COCONut: Modernizing COCO Segmentation
Xueqing Deng, Qihang Yu, Peng Wang, Xiaohui Shen, Liang-Chieh Chen
TL;DR
This work addresses the limitations of COCO segmentation by introducing COCONut, a large-scale, human-verified universal segmentation dataset that harmonizes semantic, instance, and panoptic annotations across 133 classes. It presents an assisted-manual annotation pipeline and a data engine that scale from 118K to 358K training images, achieving 383K images and 5.18M masks, plus a high-quality 25K-image validation set. Analyses show improved annotation quality and benchmarking stability, while pseudo-labels offer limited gains compared to fully human-labeled data. The dataset enables more reliable evaluation and training for modern segmentation models, with clear evidence that larger, high-quality, human-annotated data enhances performance across tasks and backbones, and a more challenging COCONut-val improves model assessment.
Abstract
In recent decades, the vision community has witnessed remarkable progress in visual recognition, partially owing to advancements in dataset benchmarks. Notably, the established COCO benchmark has propelled the development of modern detection and segmentation systems. However, the COCO segmentation benchmark has seen comparatively slow improvement over the last decade. Originally equipped with coarse polygon annotations for thing instances, it gradually incorporated coarse superpixel annotations for stuff regions, which were subsequently heuristically amalgamated to yield panoptic segmentation annotations. These annotations, executed by different groups of raters, have resulted not only in coarse segmentation masks but also in inconsistencies between segmentation types. In this study, we undertake a comprehensive reevaluation of the COCO segmentation annotations. By enhancing the annotation quality and expanding the dataset to encompass 383K images with more than 5.18M panoptic masks, we introduce COCONut, the COCO Next Universal segmenTation dataset.

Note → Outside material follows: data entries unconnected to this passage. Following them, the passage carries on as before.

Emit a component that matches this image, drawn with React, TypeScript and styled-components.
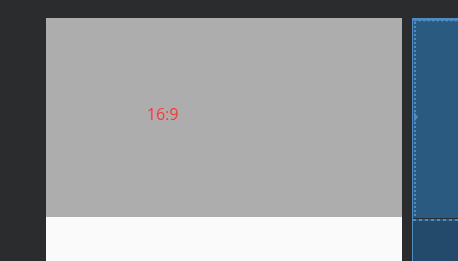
import React from 'react';
import styled, { createGlobalStyle } from 'styled-components';

const GlobalStyle = createGlobalStyle`
  html, body {
    margin: 0;
    padding: 0;
    height: 100%;
    overflow: hidden;
    background: #2b2c2e;
    font-family: "Open Sans", "Noto Sans", sans-serif;
  }
`;

const ScPage = styled.div`
  display: flex;
  gap: 10px;
  height: 261px;
  padding: 18px 0 0 46px;
  box-sizing: border-box;
  overflow: hidden;
`;

const ScColumn = styled.div`
  display: flex;
  flex-direction: column;
  width: 356px;
  flex: none;
`;

const ScStage = styled.div`
  height: 199px;
  background: #adadad;
  box-sizing: border-box;
  padding: 85px 0 0 101px;
`;

const ScRatio = styled.span`
  color: #f23c3c;
  font-size: 16px;
  line-height: 18px;
`;

const ScSheet = styled.div`
  flex: 1;
  background: #fafafa;
`;

const ScTrack = styled.div`
  flex: 1;
  display: flex;
  flex-direction: column;
  border-left: 1px solid #4f8cc4;
`;

const ScClip = styled.div`
  position: relative;
  height: 200px;
  background: #2b5a80;
  background-image: repeating-linear-gradient(
    to bottom,
    #4f8cc4 0 2px,
    transparent 2px 4px
  );
  background-size: 2px 100%;
  background-repeat: no-repeat;
  background-position: 1px 0;
`;

const ScWave = styled.svg`
  display: block;
  width: 100%;
  height: 5px;
`;

const ScHandle = styled.div`
  position: absolute;
  left: 1px;
  top: 94px;
  width: 0;
  height: 0;
  border-top: 5px solid transparent;
  border-bottom: 5px solid transparent;
  border-left: 4px solid #4f8cc4;
`;

const ScDash = styled.div`
  height: 2px;
  margin-top: 1px;
  background: #2b5a80;
  background-image: repeating-linear-gradient(
    to right,
    #4f8cc4 0 3px,
    #2b5a80 3px 6px
  );
`;

const ScRest = styled.div`
  flex: 1;
  background: #234a6a;
`;

function Wave(): JSX.Element {
  const bumps = [];
  for (let i = 0; i < 11; i++) {
    const x = i * 4.5;
    bumps.push(`M${x} 0 L${x + 4.5} 0 L${x + 4.5} 2 Q${x + 2.25} 5 ${x} 2 Z`);
  }
  return (
    <ScWave viewBox="0 0 45 5" preserveAspectRatio="none">
      <path d={bumps.join(' ')} fill="#4f8cc4" />
    </ScWave>
  );
}

export default function App(): JSX.Element {
  return <>
    <GlobalStyle />
    <ScPage>
      <ScColumn>
        <ScStage>
          <ScRatio>16:9</ScRatio>
        </ScStage>
        <ScSheet />
      </ScColumn>
      <ScTrack>
        <ScClip>
          <Wave />
          <ScHandle />
        </ScClip>
        <ScDash />
        <ScRest />
      </ScTrack>
    </ScPage>
  </>;
}
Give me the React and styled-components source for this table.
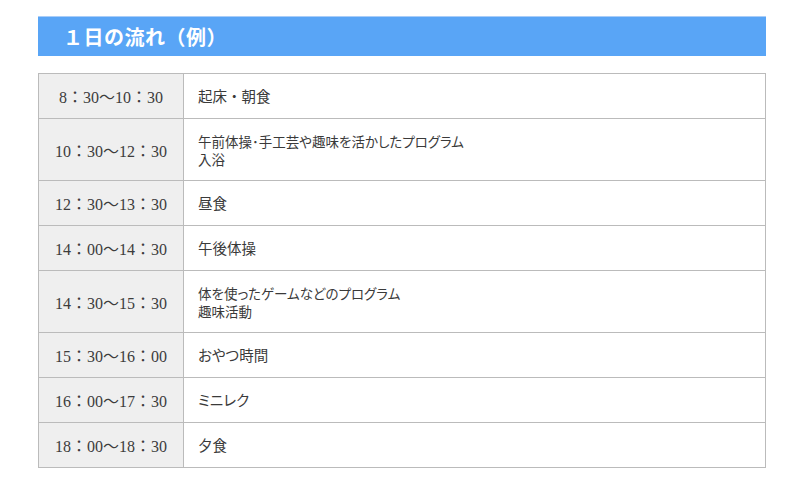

COCONut harmonizes segmentation annotations across semantic, instance, and panoptic segmentation with meticulously crafted high-quality masks, and establishes a robust benchmark for all segmentation tasks. To our knowledge, COCONut stands as the inaugural large-scale universal segmentation dataset, verified by human raters. We anticipate that the release of COCONut will significantly contribute to the community's ability to assess the progress of novel neural networks.